Expected maximum of sub-Gaussian

Question

I'm trying to answer the following question from the book high-dimensional probability:

Let $X_1,X_2,\dots$ be a sequence of sub-gaussian random variables, which are not necessarily independent. Show that

$E\bigg[ \max_i \frac{|X_i|}{\sqrt{1 + \log i}} \bigg] \le CK$,

where $K = \max_i \|X_i\|_{\psi_2}$. Deduce that for ever $N \ge 2$ we have

$E\bigg[ \max_{i \le N} |X_i| \bigg] \le CK \sqrt{\log N}$.

I've tried to figure out what is the distribution of the maximum of Gaussians, but I'm reaching only inequalities that that don't help me answer the question.

I've also seen a similar question here.

Does anyone have a clue or something to start with in order to answer this question?

Thanks!

Answer 1

You can use this idea as a start (it is actually more that a start!) Without loss of generality, assume that $K = c$ (the constant in the exponent of subgaussian tail).

\begin{eqnarray} \mathbb{E}\max \frac{|X_i|}{\sqrt{1+\log i}} &=& \int_0^\infty \mathbb{P}\left(\max \frac{|X_i|}{\sqrt{1+\log i}} > t \right) dt\\ &\leq& \int_0^2 \mathbb{P}\left(\max \frac{|X_i|}{\sqrt{1+\log i}} > t \right) dt + \int_2^\infty \mathbb{P}\left(\max \frac{|X_i|}{\sqrt{1+\log i}} > t \right) dt \\&\leq& 2 + \int_2^\infty \sum_{i=1}^N\mathbb{P}\left( \frac{|X_i|}{\sqrt{1+\log i}} > t \right) dt \\ &\leq& 2 + \int_2^\infty \sum_{i=1}^N 2 \exp\big(-\frac{ct^2(1+\log(i))}{K^2} \big) dt\\ &\leq& 2 + 2\sum_{i=1}^N \int_2^\infty \exp(-ct^2/K^2) \;\;i^{-t^2} dt \\ &\leq& 2 + 2\sqrt{2\pi }K\sum_{i=1}^N \int_2^\infty \frac{1}{\sqrt{2\pi }K}\exp(-\frac{ct^2}{K}) \;\;i^{-4} dt \leq \infty \end{eqnarray} We know that the sum of $\frac{1}{i^4}$ in convergent.
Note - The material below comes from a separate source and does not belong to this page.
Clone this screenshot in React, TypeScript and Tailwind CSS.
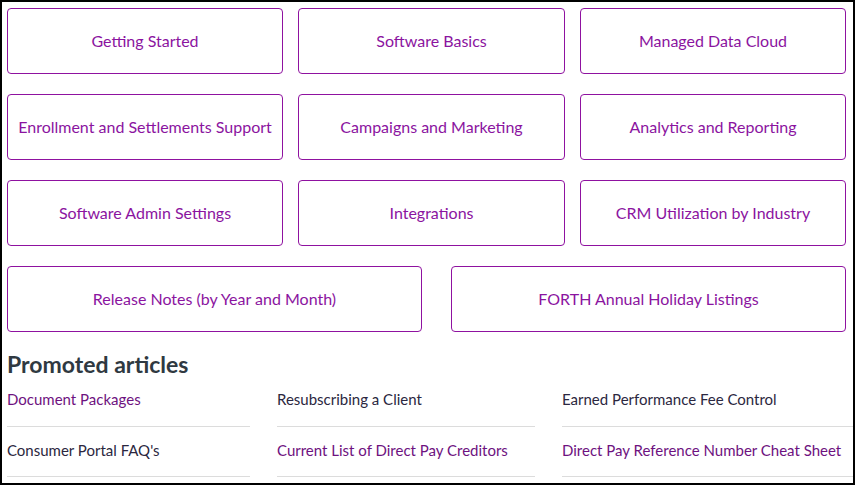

I choose 2 as the point to split two integrals to make the sum convergent. (you could have used other points).

Answer 2

The above answer seems not correct (although some interesting idea in it). Here is how I solved it.

Consider $Z_i=\frac{|X_i|}{K\sqrt{1+\log{i}}}, i=1,2,...$. We want to show $\mathbb{E}[\max_i Z_i]<C$ for some $C$.

Then we look at event $\Omega_i:=\{Z_i\ge a\}$. Show that $\mathbb{P}(\Omega_i)\le 2(\frac{1}{i})^{-a^2}$ using $|X_i|$ being subgaussian and $K$ the largest subgaussian norm.

Then for choice of some large $a$ that makes $2(\frac{1}{i})^{-a^2}$ summable, we can see from Borel Cantelli, which does NOT require $\{\Omega_i\}$ to be independent events, that $\mathbb{P}(\limsup \Omega_i)=0$. This means, with probability 1, there exists N, such that for all $i>N,$ $Z_i<a$. Then, $\mathbb{E}[\max_i Z_i]\le \mathbb{E}[\max_{i\le N} Z_i]+\mathbb{E}[\max_{i> N} Z_i]\le \mathbb{E}[\sum_{i=1}^N Z_i]+a= \sum_{i=1}^N\mathbb{E}[ Z_i]+a\le N\cdot \max_{i\le N}\mathbb{E}Z_i+a<\infty.$

Answer 3

The answer using Borel Cantelli seems not correct since that $\mathbb{P}(\lim\sup \Omega_i) = 0$ does not mean with probability 1, there exists N such that for all $i>N, Z_i < a$.

Actually, we can adapt the solution by Behrad Moniri and split the integration at point $\frac{2}{\sqrt{c}}K$. Besides we bound the integration of Gaussian tail $\int_{\frac{2}{\sqrt{c}}K}^\infty\exp\{-\frac{c(1+\log i)t^2}{K^2}\}$d$t$ by using a transformation and the inequality for standard normal $\Phi(z) \leq \frac{1}{z}\frac{1}{\sqrt{2\pi}}\exp\{-z^2/2\}$.

At last using the convergence of $\sum\frac{1}{i^2}$, we can show that the expectation can be bounded by $CK$.